Farewell to the Captain

Willis Reed, the captain and center of the great New York Knick basketball teams of the early '70s, is gone. He was 80 years old when he died.

Reed's heroic play through a debilitating leg injury in a Game 7 for the world championship is generally regarded as one of the greatest moments in the history of all sports. But his leadership on and off the court, which cemented the Knicks' two titles, made history, too. Reed's jersey number was the first ever to be retired by the franchise.

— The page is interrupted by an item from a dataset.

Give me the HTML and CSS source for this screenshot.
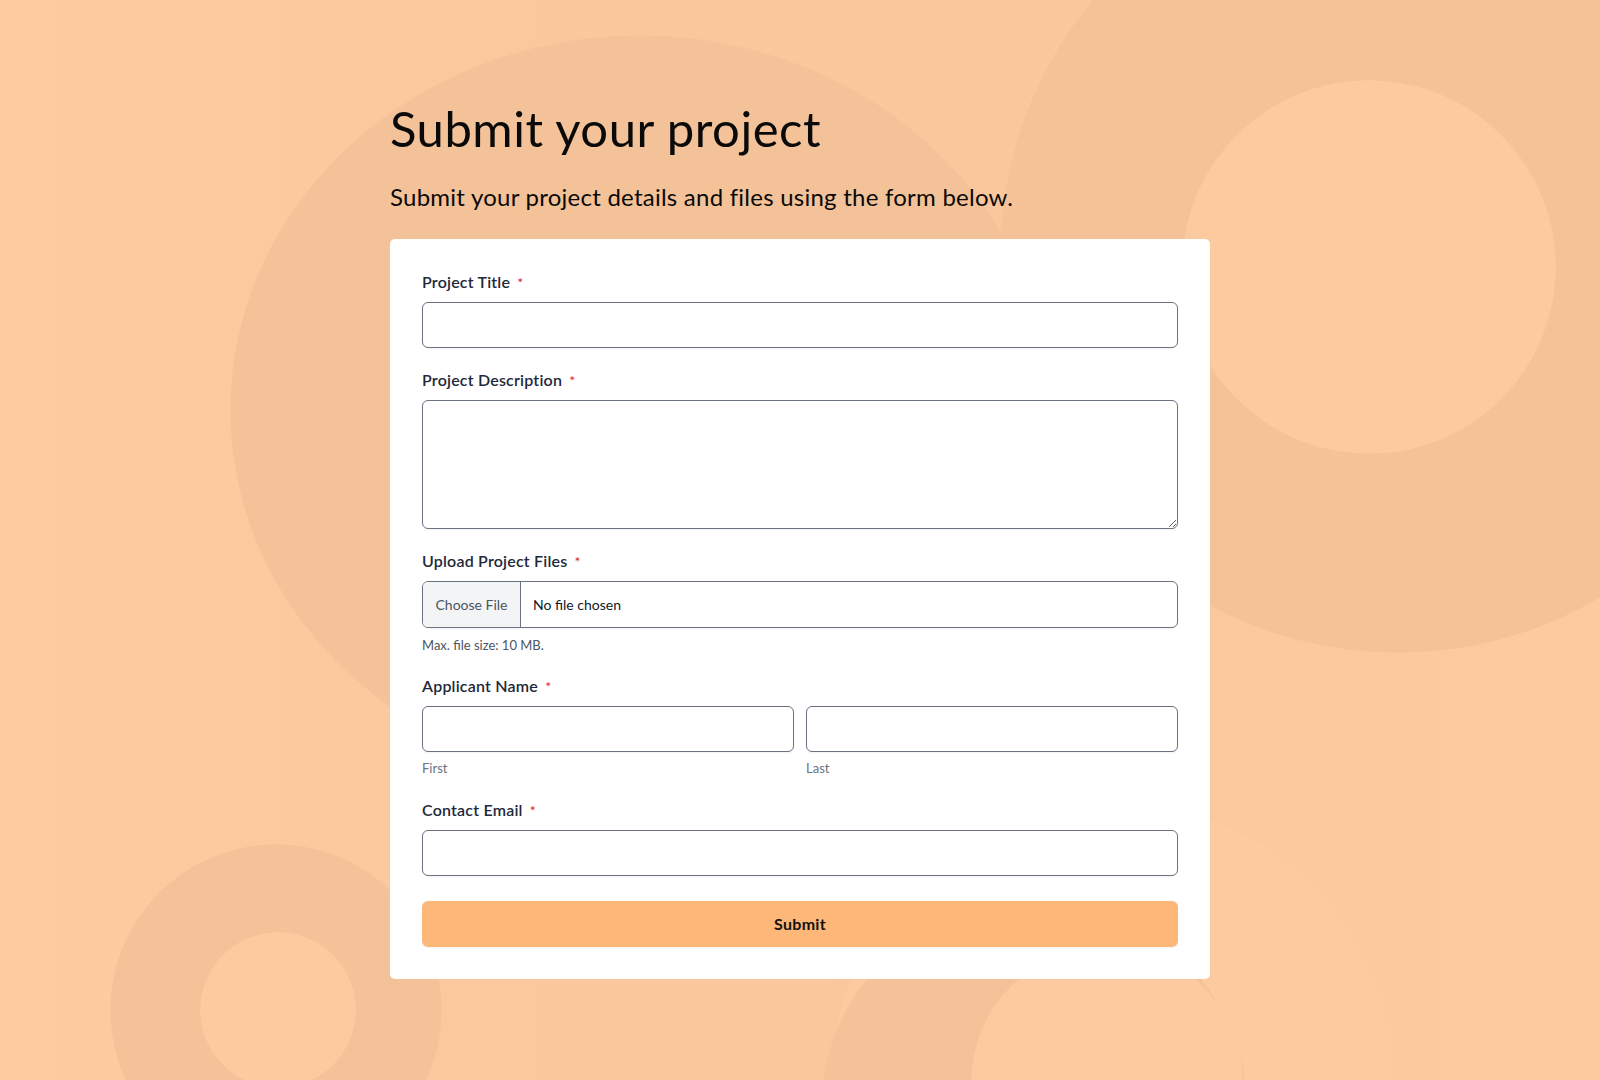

I was a high schooler when the Knicks first started coming on. Marv Albert was the young local announcer. They had picked up Dave DeBusschere from Detroit and were on their way to greatness. We kids in the greater Big Apple loved all the Knicks of the day, but Reed was the clear leader. A country boy from down south, he didn't fit in the way Clyde Frazier or Bill Bradley did, but he stood tall under the hottest stage lights in all of hoops.

In those days, basketball included a fair amount of fighting. It was part of the deal. Every team had its enforcer. People who messed with the Captain rarely wanted a second bout.

The New York Times obit, by Harvey Araton, is here.

I was only one handshake away from Mr. Reed, never actually meeting him. But he was one of those people, you felt you could tell what he was like as a person by the way he carried himself. His death reminds us how long ago those glory days were. But it also reminds us how much of a difference a person can make if their heart is big enough.